PRINCIPAL:           $500,000 (USD)

----------            --------

 

INTEREST:            Eight    percent    (8%)   per    annum    calculated    and   paid

---------

                    semi-annually in arrears

 

ISSUE DATE:          Effective Issue Date of February 21, 2005

---------------      ------------------------------------------

 

LENDER:              Financiera Dacorey S.A.

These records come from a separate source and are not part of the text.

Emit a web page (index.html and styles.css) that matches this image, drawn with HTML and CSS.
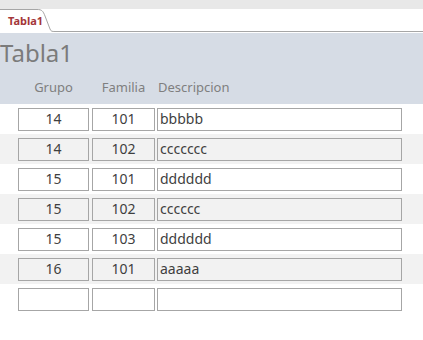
FILE: index.html
```html
<!DOCTYPE html>
<html>

<head>
    <meta charset="utf-8">
    <title>Tabla1</title>
    <link rel="stylesheet" href="styles.css">
</head>

<body>
    <div class="topstrip"></div>
    <div class="tabbar">
        <svg class="tab-outline" width="423" height="24" viewBox="0 0 423 24">
            <path d="M0 0.5 H37 C42 0.5 43 2 45 7 L50 20 C51 22.5 52 22.5 55 22.5 H423" fill="none" stroke="#a6a6a6" stroke-width="1" />
        </svg>
        <div class="tab">Tabla1</div>
    </div>
    <div class="header">
        <div class="title">Tabla1</div>
        <div class="colheads">
            <div class="colhead c1">Grupo</div>
            <div class="colhead c2">Familia</div>
            <div class="colhead c3 left">Descripcion</div>
        </div>
    </div>
    <div class="rows">
        <div class="row">
            <div class="field c1">14</div>
            <div class="field c2">101</div>
            <div class="field c3 left">bbbbb</div>
        </div>
        <div class="row alt">
            <div class="field c1">14</div>
            <div class="field c2">102</div>
            <div class="field c3 left">ccccccc</div>
        </div>
        <div class="row">
            <div class="field c1">15</div>
            <div class="field c2">101</div>
            <div class="field c3 left">dddddd</div>
        </div>
        <div class="row alt">
            <div class="field c1">15</div>
            <div class="field c2">102</div>
            <div class="field c3 left">cccccc</div>
        </div>
        <div class="row">
            <div class="field c1">15</div>
            <div class="field c2">103</div>
            <div class="field c3 left">dddddd</div>
        </div>
        <div class="row alt">
            <div class="field c1">16</div>
            <div class="field c2">101</div>
            <div class="field c3 left">aaaaa</div>
        </div>
        <div class="row">
            <div class="field c1"></div>
            <div class="field c2"></div>
            <div class="field c3 left"></div>
        </div>
    </div>
</body>

</html>
```

FILE: styles.css
```css
body {
    margin: 0;
    padding: 0;
    background: #fff;
    font-family: "Noto Sans", "Open Sans", sans-serif;
    overflow: hidden;
}

.topstrip {
    height: 9px;
    background: #e8e8e8;
}

.tabbar {
    position: relative;
    height: 24px;
    background: #fff;
}

.tab-outline {
    position: absolute;
    left: 0;
    top: 0;
}

.tab {
    position: relative;
    padding: 4px 0 0 8px;
    font-size: 11px;
    font-weight: bold;
    color: #a4373a;
    line-height: 16px;
}

.header {
    height: 71px;
    background: #d6dce5;
}

.title {
    padding-top: 4px;
    font-size: 24px;
    line-height: 32px;
    color: #7b7b7b;
}

.colheads {
    display: flex;
    margin-top: 9px;
    padding-left: 18px;
    gap: 0;
}

.colhead {
    font-size: 13px;
    line-height: 18px;
    color: #7f7f7f;
    text-align: center;
}

.c1 {
    width: 71px;
}

.c2 {
    width: 63px;
    margin-left: 3px;
}

.c3 {
    width: 245px;
    margin-left: 2px;
}

.left {
    text-align: left;
    padding-left: 2px;
}

.colhead.left {
    padding-left: 1px;
}

.row {
    display: flex;
    height: 30px;
    padding-left: 18px;
    padding-top: 4px;
    box-sizing: border-box;
}

.row.alt {
    background: #f2f2f2;
}

.field {
    height: 23px;
    box-sizing: border-box;
    border: 1px solid #a6a6a6;
    background: #fff;
    font-size: 14px;
    line-height: 20px;
    color: #3f3f3f;
    text-align: center;
}

.row.alt .field {
    background: #f2f2f2;
}

.field.left {
    text-align: left;
}
```
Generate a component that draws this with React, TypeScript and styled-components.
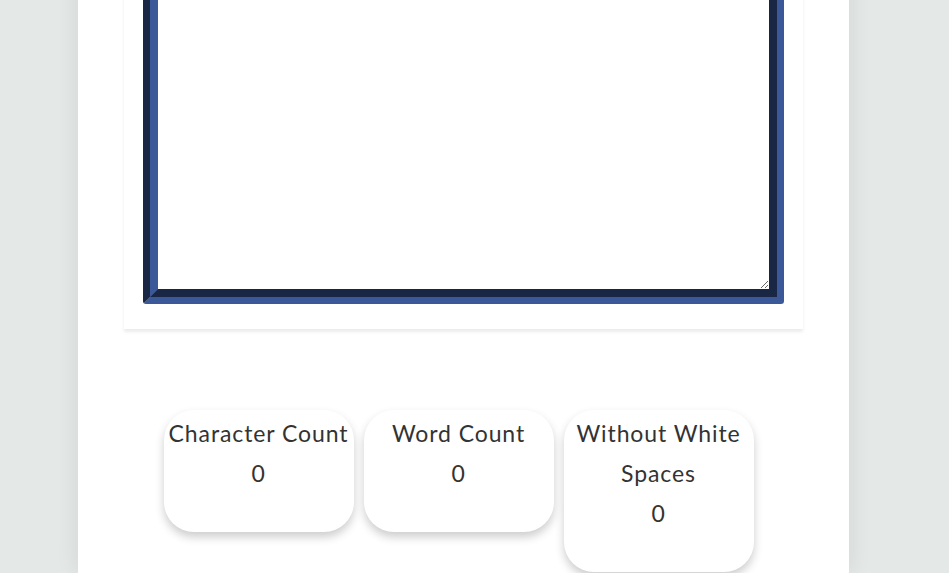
import React from 'react';
import styled, { createGlobalStyle } from 'styled-components';

const pageBg = '#e4e9e7';
const textDark = '#333333';
const frameBlue = '#3b5998';

const GlobalStyle = createGlobalStyle`
  html, body {
    margin: 0;
    padding: 0;
    background: ${pageBg};
  }
`;

const Screen = styled.div`
  background: ${pageBg};
  display: flex;
  flex-direction: column;
  height: 573px;
  justify-content: flex-end;
  overflow: hidden;
`;

const Sheet = styled.main`
  background: #ffffff;
  box-shadow: 0 0 22px rgba(0, 0, 0, 0.09);
  display: flex;
  flex-direction: column;
  flex-shrink: 0;
  margin-left: 78px;
  padding-bottom: 1px;
  width: 771px;
`;

const EditorBox = styled.section`
  box-shadow: 0 3px 3px rgba(0, 0, 0, 0.08);
  margin: 0 46px;
  padding: 0 19px 25px;
`;

const Editor = styled.textarea`
  border: 15px groove ${frameBlue};
  border-radius: 3px;
  box-sizing: border-box;
  display: block;
  font-family: "Lato", sans-serif;
  font-size: 18px;
  height: 420px;
  outline: none;
  padding: 8px;
  width: 100%;
`;

const CardRow = styled.div`
  align-items: flex-start;
  display: flex;
  gap: 10px;
  justify-content: center;
  margin-top: 81px;
  padding-right: 10px;
`;

const Card = styled.div`
  background: #ffffff;
  border-radius: 30px;
  box-shadow: 0 5px 10px rgba(0, 0, 0, 0.2);
  box-sizing: border-box;
  color: ${textDark};
  font-family: "Lato", sans-serif;
  font-size: 23px;
  letter-spacing: 0.9px;
  line-height: 40px;
  padding: 3px 0 39px;
  text-align: center;
  width: 190px;
`;

const Label = styled.div``;

const Value = styled.div``;

const stats = [
  { label: 'Character Count', value: 0 },
  { label: 'Word Count', value: 0 },
  { label: 'Without White Spaces', value: 0 },
];

export default function App() {
  return (
    <Screen>
      <GlobalStyle />
      <Sheet>
        <EditorBox>
          <Editor />
        </EditorBox>
        <CardRow>
          {stats.map((s) => (
            <Card key={s.label}>
              <Label>{s.label}</Label>
              <Value>{s.value}</Value>
            </Card>
          ))}
        </CardRow>
      </Sheet>
    </Screen>
  );
}
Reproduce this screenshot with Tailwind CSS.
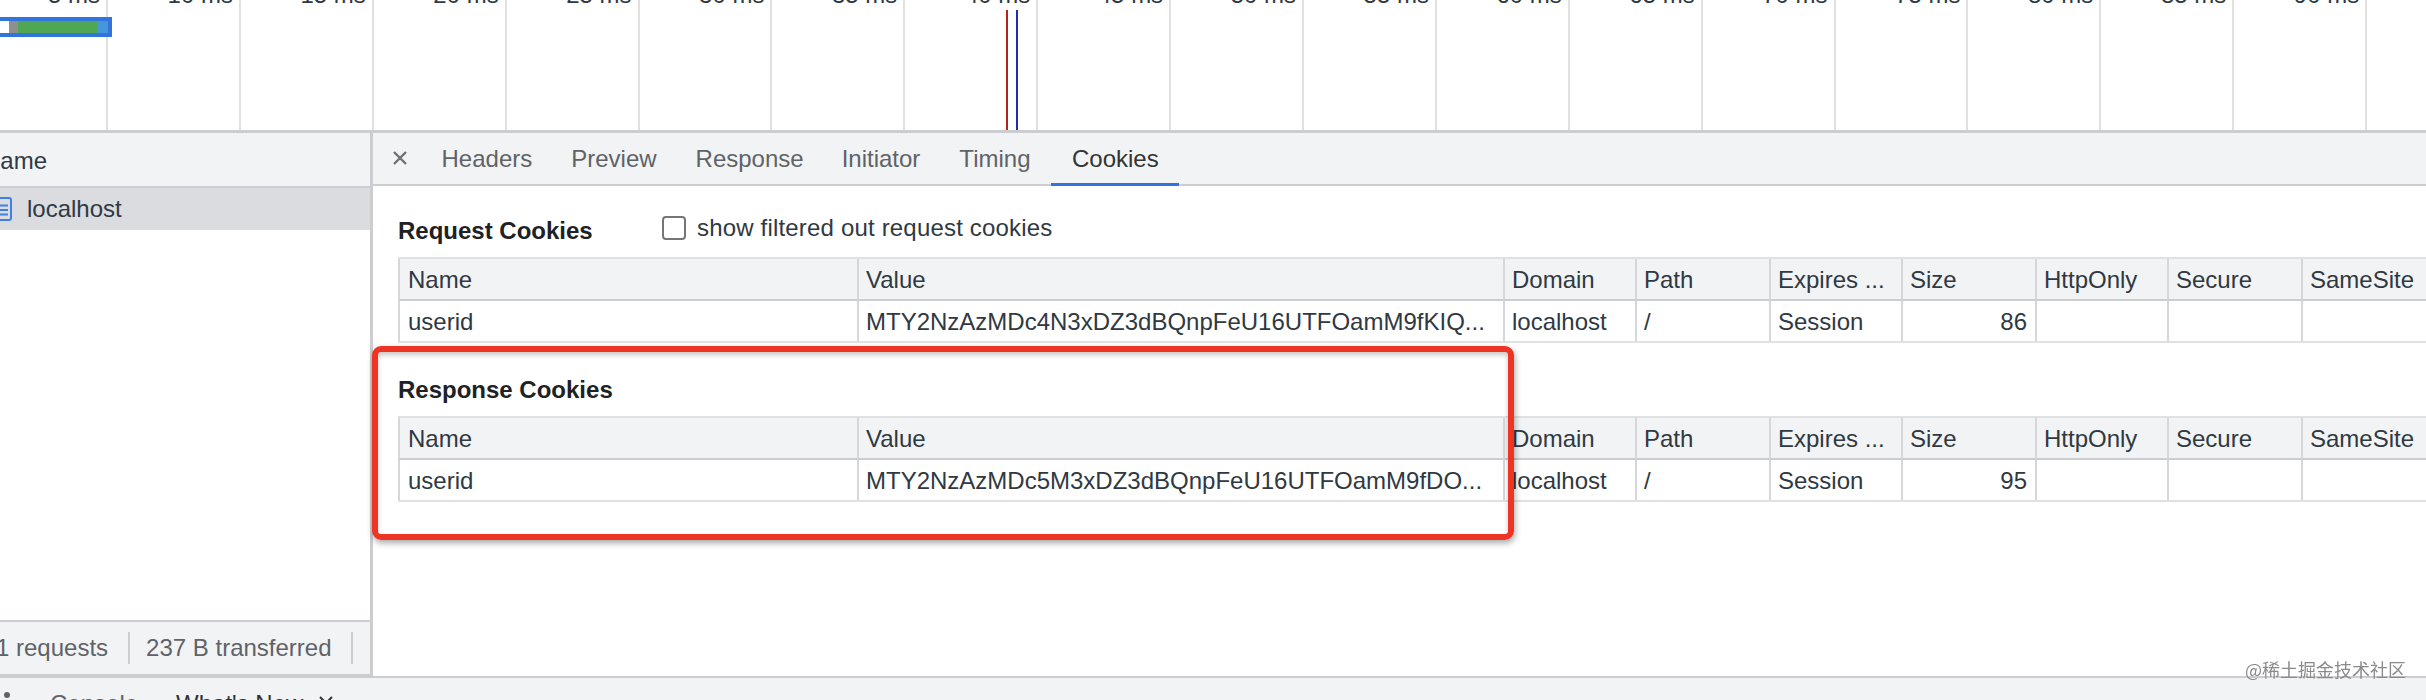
<!DOCTYPE html>
<html lang="en">
<head>
<meta charset="utf-8">
<title>Cookies</title>
<script src="https://cdn.jsdelivr.net/npm/@tailwindcss/browser@4"></script>
</head>
<body class="m-0 bg-white">
<div class="relative w-[2426px] h-[700px] overflow-hidden flex flex-col bg-white font-['Liberation_Sans',Arial,sans-serif] text-[24px] leading-[28px] text-[#303942]">

  <!-- overview timeline -->
  <div class="relative h-[130px] shrink-0 flex overflow-hidden">
    <div class="w-[108px] shrink-0 border-r-2 border-[#e0e0e0] flex justify-end pr-[6px]"><span class="-mt-[19px] whitespace-nowrap">5 ms</span></div>
    <div class="w-[132.9px] shrink-0 border-r-2 border-[#e0e0e0] flex justify-end pr-[6px]"><span class="-mt-[19px] whitespace-nowrap">10 ms</span></div>
    <div class="w-[132.9px] shrink-0 border-r-2 border-[#e0e0e0] flex justify-end pr-[6px]"><span class="-mt-[19px] whitespace-nowrap">15 ms</span></div>
    <div class="w-[132.9px] shrink-0 border-r-2 border-[#e0e0e0] flex justify-end pr-[6px]"><span class="-mt-[19px] whitespace-nowrap">20 ms</span></div>
    <div class="w-[132.9px] shrink-0 border-r-2 border-[#e0e0e0] flex justify-end pr-[6px]"><span class="-mt-[19px] whitespace-nowrap">25 ms</span></div>
    <div class="w-[132.9px] shrink-0 border-r-2 border-[#e0e0e0] flex justify-end pr-[6px]"><span class="-mt-[19px] whitespace-nowrap">30 ms</span></div>
    <div class="w-[132.9px] shrink-0 border-r-2 border-[#e0e0e0] flex justify-end pr-[6px]"><span class="-mt-[19px] whitespace-nowrap">35 ms</span></div>
    <div class="w-[132.9px] shrink-0 border-r-2 border-[#e0e0e0] flex justify-end pr-[6px]"><span class="-mt-[19px] whitespace-nowrap">40 ms</span></div>
    <div class="w-[132.9px] shrink-0 border-r-2 border-[#e0e0e0] flex justify-end pr-[6px]"><span class="-mt-[19px] whitespace-nowrap">45 ms</span></div>
    <div class="w-[132.9px] shrink-0 border-r-2 border-[#e0e0e0] flex justify-end pr-[6px]"><span class="-mt-[19px] whitespace-nowrap">50 ms</span></div>
    <div class="w-[132.9px] shrink-0 border-r-2 border-[#e0e0e0] flex justify-end pr-[6px]"><span class="-mt-[19px] whitespace-nowrap">55 ms</span></div>
    <div class="w-[132.9px] shrink-0 border-r-2 border-[#e0e0e0] flex justify-end pr-[6px]"><span class="-mt-[19px] whitespace-nowrap">60 ms</span></div>
    <div class="w-[132.9px] shrink-0 border-r-2 border-[#e0e0e0] flex justify-end pr-[6px]"><span class="-mt-[19px] whitespace-nowrap">65 ms</span></div>
    <div class="w-[132.9px] shrink-0 border-r-2 border-[#e0e0e0] flex justify-end pr-[6px]"><span class="-mt-[19px] whitespace-nowrap">70 ms</span></div>
    <div class="w-[132.9px] shrink-0 border-r-2 border-[#e0e0e0] flex justify-end pr-[6px]"><span class="-mt-[19px] whitespace-nowrap">75 ms</span></div>
    <div class="w-[132.9px] shrink-0 border-r-2 border-[#e0e0e0] flex justify-end pr-[6px]"><span class="-mt-[19px] whitespace-nowrap">80 ms</span></div>
    <div class="w-[132.9px] shrink-0 border-r-2 border-[#e0e0e0] flex justify-end pr-[6px]"><span class="-mt-[19px] whitespace-nowrap">85 ms</span></div>
    <div class="w-[132.9px] shrink-0 border-r-2 border-[#e0e0e0] flex justify-end pr-[6px]"><span class="-mt-[19px] whitespace-nowrap">90 ms</span></div>

    <!-- request bar -->
    <div class="absolute left-0 top-[17px] w-[112px] h-[20px] bg-[#3274de] flex items-stretch py-[4px] pr-[4px]">
      <div class="w-[9px] bg-white"></div>
      <div class="w-[9px] bg-[#8f8f8f]"></div>
      <div class="w-[79px] bg-[#4fa653]"></div>
      <div class="w-[11px] bg-[#4596da]"></div>
    </div>
    <!-- load markers -->
    <div class="absolute left-[1006px] top-[10px] bottom-0 w-[2px] bg-[#b3261e]"></div>
    <div class="absolute left-[1016px] top-[10px] bottom-0 w-[2px] bg-[#1c2fae]"></div>
  </div>

  <!-- panels -->
  <div class="h-[546px] shrink-0 flex border-t-[3px] border-[#cbcdd1]">
    <!-- request list -->
    <div class="w-[373px] shrink-0 flex flex-col border-r-[3px] border-b-2 border-[#cbcdd1]">
      <div class="h-[55px] shrink-0 bg-[#f1f3f4] border-b-2 border-[#cbcdd1] pt-[14px] overflow-hidden">
        <span class="block -ml-[17px] whitespace-nowrap">Name</span>
      </div>
      <div class="h-[42px] shrink-0 bg-[#dadce0] flex items-center">
        <svg class="w-[12px] h-[24px] shrink-0" viewBox="0 0 12 24" fill="none" stroke="#3f7fe8" stroke-width="2"><rect x="-10" y="1" width="21" height="22" rx="2"/><path d="M0 8.5h8M0 13h8M0 17.5h8"/></svg>
        <span class="ml-[15px] whitespace-nowrap">localhost</span>
      </div>
      <div class="flex-1"></div>
      <div class="h-[54px] shrink-0 bg-[#f1f3f4] border-t-2 border-[#cbcdd1] flex items-center text-[#5f6368]">
        <span class="-ml-[4px] whitespace-nowrap">1 requests</span>
        <span class="w-[2px] h-[32px] bg-[#cbcdd1] ml-[20px] mr-[16px]"></span>
        <span class="whitespace-nowrap">237 B transferred</span>
        <span class="w-[2px] h-[32px] bg-[#cbcdd1] ml-[19px]"></span>
      </div>
    </div>

    <!-- details -->
    <div class="flex-1 min-w-0 flex flex-col">
      <div class="h-[53px] shrink-0 bg-[#f1f3f4] border-b-2 border-[#cbcdd1] flex items-start text-[#5f6368]">
        <svg class="w-[16px] h-[16px] ml-[19px] mt-[17px] shrink-0" viewBox="0 0 16 16" fill="none" stroke="#6e7074" stroke-width="2.4"><path d="M2 2l12 12M14 2L2 14"/></svg>
        <div class="ml-[14px] h-[53px] px-[19.5px] pt-[12px]">Headers</div>
        <div class="h-[53px] px-[19.5px] pt-[12px]">Preview</div>
        <div class="h-[53px] px-[19.5px] pt-[12px]">Response</div>
        <div class="h-[53px] pl-[18.5px] pr-[19.5px] pt-[12px]">Initiator</div>
        <div class="h-[53px] pl-[19.5px] pr-[21px] pt-[12px]">Timing</div>
        <div class="h-[53px] pl-[20.5px] pr-[20px] pt-[12px] text-[#333333] border-b-[3px] border-[#3274de]">Cookies</div>
      </div>

      <div class="pl-[25px] pt-[31px]">
        <div class="flex items-start h-[28px]">
          <div class="w-[264px] shrink-0 font-bold text-[#202124] whitespace-nowrap">Request Cookies</div>
          <label class="flex items-center gap-[11px] -mt-[3px] text-[#303942] whitespace-nowrap tracking-[0.18px]">
            <span class="w-[24px] h-[24px] rounded-[4px] border-2 border-[#767676] bg-white"></span>
            show filtered out request cookies
          </label>
        </div>
        <div class="mt-[12px] border-y-2 border-[#dfe1e3] grid grid-cols-[459px_646px_132px_134px_132px_134px_132px_134px_125px]">
          <div class="h-[42px] bg-[#f1f3f4] border-b-2 border-l-2 border-b-[#cbcdd1] border-l-[#d5d7da] pl-[8px] pt-[7px]">Name</div>
          <div class="h-[42px] bg-[#f1f3f4] border-b-2 border-l-2 border-b-[#cbcdd1] border-l-[#d5d7da] pl-[7px] pt-[7px]">Value</div>
          <div class="h-[42px] bg-[#f1f3f4] border-b-2 border-l-2 border-b-[#cbcdd1] border-l-[#d5d7da] pl-[7px] pt-[7px]">Domain</div>
          <div class="h-[42px] bg-[#f1f3f4] border-b-2 border-l-2 border-b-[#cbcdd1] border-l-[#d5d7da] pl-[7px] pt-[7px]">Path</div>
          <div class="h-[42px] bg-[#f1f3f4] border-b-2 border-l-2 border-b-[#cbcdd1] border-l-[#d5d7da] pl-[7px] pt-[7px] whitespace-nowrap">Expires ...</div>
          <div class="h-[42px] bg-[#f1f3f4] border-b-2 border-l-2 border-b-[#cbcdd1] border-l-[#d5d7da] pl-[7px] pt-[7px]">Size</div>
          <div class="h-[42px] bg-[#f1f3f4] border-b-2 border-l-2 border-b-[#cbcdd1] border-l-[#d5d7da] pl-[7px] pt-[7px]">HttpOnly</div>
          <div class="h-[42px] bg-[#f1f3f4] border-b-2 border-l-2 border-b-[#cbcdd1] border-l-[#d5d7da] pl-[7px] pt-[7px]">Secure</div>
          <div class="h-[42px] bg-[#f1f3f4] border-b-2 border-l-2 border-b-[#cbcdd1] border-l-[#d5d7da] pl-[7px] pt-[7px]">SameSite</div>

          <div class="h-[40px] border-l-2 border-[#d5d7da] pl-[8px] pt-[7px]">userid</div>
          <div class="h-[40px] border-l-2 border-[#d5d7da] pl-[7px] pt-[7px] whitespace-nowrap overflow-hidden">MTY2NzAzMDc4N3xDZ3dBQnpFeU16UTFOamM9fKIQ...</div>
          <div class="h-[40px] border-l-2 border-[#d5d7da] pl-[7px] pt-[7px]">localhost</div>
          <div class="h-[40px] border-l-2 border-[#d5d7da] pl-[7px] pt-[7px]">/</div>
          <div class="h-[40px] border-l-2 border-[#d5d7da] pl-[7px] pt-[7px]">Session</div>
          <div class="h-[40px] border-l-2 border-[#d5d7da] pr-[8px] pt-[7px] text-right">86</div>
          <div class="h-[40px] border-l-2 border-[#d5d7da]"></div>
          <div class="h-[40px] border-l-2 border-[#d5d7da]"></div>
          <div class="h-[40px] border-l-2 border-[#d5d7da]"></div>
        </div>

        <div class="mt-[33px] font-bold text-[#202124] whitespace-nowrap">Response Cookies</div>
        <div class="mt-[12px] border-y-2 border-[#dfe1e3] grid grid-cols-[459px_646px_132px_134px_132px_134px_132px_134px_125px]">
          <div class="h-[42px] bg-[#f1f3f4] border-b-2 border-l-2 border-b-[#cbcdd1] border-l-[#d5d7da] pl-[8px] pt-[7px]">Name</div>
          <div class="h-[42px] bg-[#f1f3f4] border-b-2 border-l-2 border-b-[#cbcdd1] border-l-[#d5d7da] pl-[7px] pt-[7px]">Value</div>
          <div class="h-[42px] bg-[#f1f3f4] border-b-2 border-l-2 border-b-[#cbcdd1] border-l-[#d5d7da] pl-[7px] pt-[7px]">Domain</div>
          <div class="h-[42px] bg-[#f1f3f4] border-b-2 border-l-2 border-b-[#cbcdd1] border-l-[#d5d7da] pl-[7px] pt-[7px]">Path</div>
          <div class="h-[42px] bg-[#f1f3f4] border-b-2 border-l-2 border-b-[#cbcdd1] border-l-[#d5d7da] pl-[7px] pt-[7px] whitespace-nowrap">Expires ...</div>
          <div class="h-[42px] bg-[#f1f3f4] border-b-2 border-l-2 border-b-[#cbcdd1] border-l-[#d5d7da] pl-[7px] pt-[7px]">Size</div>
          <div class="h-[42px] bg-[#f1f3f4] border-b-2 border-l-2 border-b-[#cbcdd1] border-l-[#d5d7da] pl-[7px] pt-[7px]">HttpOnly</div>
          <div class="h-[42px] bg-[#f1f3f4] border-b-2 border-l-2 border-b-[#cbcdd1] border-l-[#d5d7da] pl-[7px] pt-[7px]">Secure</div>
          <div class="h-[42px] bg-[#f1f3f4] border-b-2 border-l-2 border-b-[#cbcdd1] border-l-[#d5d7da] pl-[7px] pt-[7px]">SameSite</div>

          <div class="h-[40px] border-l-2 border-[#d5d7da] pl-[8px] pt-[7px]">userid</div>
          <div class="h-[40px] border-l-2 border-[#d5d7da] pl-[7px] pt-[7px] whitespace-nowrap overflow-hidden">MTY2NzAzMDc5M3xDZ3dBQnpFeU16UTFOamM9fDO...</div>
          <div class="h-[40px] border-l-2 border-[#d5d7da] pl-[7px] pt-[7px]">localhost</div>
          <div class="h-[40px] border-l-2 border-[#d5d7da] pl-[7px] pt-[7px]">/</div>
          <div class="h-[40px] border-l-2 border-[#d5d7da] pl-[7px] pt-[7px]">Session</div>
          <div class="h-[40px] border-l-2 border-[#d5d7da] pr-[8px] pt-[7px] text-right">95</div>
          <div class="h-[40px] border-l-2 border-[#d5d7da]"></div>
          <div class="h-[40px] border-l-2 border-[#d5d7da]"></div>
          <div class="h-[40px] border-l-2 border-[#d5d7da]"></div>
        </div>
      </div>
    </div>
  </div>

  <!-- drawer tabs -->
  <div class="flex-1 bg-[#f1f3f4] border-t-2 border-[#cbcdd1] flex items-start overflow-hidden">
    <span class="w-[6px] h-[6px] rounded-full bg-[#5f6368] ml-[4px] mt-[14px] shrink-0"></span>
    <span class="ml-[40px] mt-[12px] text-[#5f6368] whitespace-nowrap">Console</span>
    <span class="ml-[38px] mt-[12px] text-[#333333] whitespace-nowrap">What's New</span>
    <svg class="w-[14px] h-[14px] ml-[16px] mt-[18px] shrink-0" viewBox="0 0 14 14" fill="none" stroke="#333333" stroke-width="2"><path d="M1 1l12 12M13 1L1 13"/></svg>
  </div>

  <!-- annotation -->
  <div class="absolute left-[372px] top-[346px] w-[1142px] h-[194px] border-[6px] border-[#ee3524] rounded-[9px] shadow-[1px_3px_6px_rgba(0,0,0,0.35),inset_0_3px_5px_rgba(0,0,0,0.22)]"></div>

  <!-- watermark -->
  <div class="absolute left-[2245px] top-[656px] text-[18px] leading-[26px] text-[#8a8a8a] blur-[0.4px] font-['Noto_Sans_CJK_SC',sans-serif] whitespace-nowrap">@稀土掘金技术社区</div>
</div>
</body>
</html>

---------------      ------------------------------------------

 

LENDER ADDRESS:

---------------      ------------------------------------------

 

                    Montevideo, Uruguay

                    ------------------------------------------

 

WITH THE TERMS AS FOLLOWS:

--------------------------

 

FOR VALUE   RECEIVED,   ANDRESMIN   GOLD   CORPORATION   (the   "Company"),   a Montana

                      ----------------------------

company   having its address   for   service of all   notices and process   hereof at

Calle Jose Gonzales   671-675,   Miraflores,   Lima 18, Peru,   HEREBY   ACKNOWLEDGES

ITSELF INDEBTED TO THE AFORESTATED   LENDER (the "Lender" and also referred to as

the   "Holder",   both   of   which   includes   any   assignee   properly   effected   in

accordance   with law and the terms hereof),   AND THE COMPANY   PROMISES TO PAY TO

THE LENDER,   in the manner and at the times set forth herein in accordance   with

the stated terms,   the aggregate   Principal   (the   "Principal",   also called the

"Loan") sum, in the amount above set forth, and Interest, and other costs as set

forth herein.

 

     The effective date and issue date (the   "Effective   Date" and "Issue Date")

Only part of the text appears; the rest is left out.